Explain the WPA2CCMP attack.

376    Asked by Anil Mer in Cyber Security , Asked on Mar 29, 2022

The use of Counter Mode with Cipher Block Chaining Message Authentication Code Protocol (CCMP) for WPA/WPA2 PSK is being attacked. This is a trivial attack (offline brute force) against the initial key exchange. It should be noted that the IEEE does not recognize this attack. The concern is that there is a tool called Pyrit which claims to make 7.9 million password guesses per second or about 682.5 Billion per day. This is made possible by using the new Intel i7 chips which have the AES-NI instruction set. One of these chips costs less than $300.
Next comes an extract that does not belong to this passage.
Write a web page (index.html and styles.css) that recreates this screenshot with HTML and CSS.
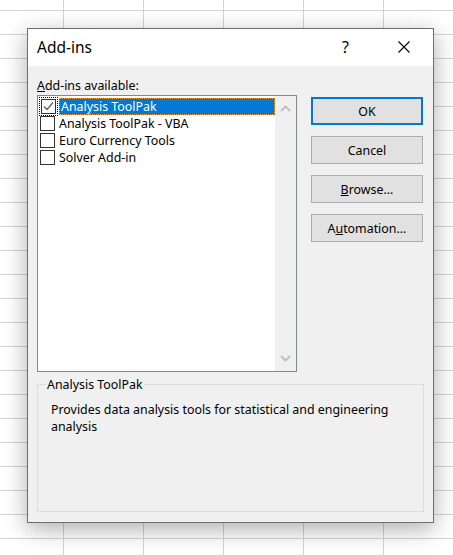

What changes to WPA2-PSK are needed in order to mitigate this attack?

Answered by Anisha Dalal

To be precise, the "new WPA2CCMP attack" is an optimization of brute-force, by using a slightly faster way to check whether a key is correct or not, mainly through the knowledge of the first few bytes of plaintext. This offers a speed increase of 50% -- in other words, attacks which took 6 days can now be done in 4 days. To put things in perspective, using a PC from next year will offer the same kind of speedup (but it is cumulative, of course). The main issue with WPA2-PSK has not changed: the conversion from the password to the cryptographic keys is too fast. It should use the same tricks as for password storage, namely iterating hundreds or thousands of hash function invocations. It would not induce any noticeable slowdown in normal usage, but it would make things much harder for the attacker.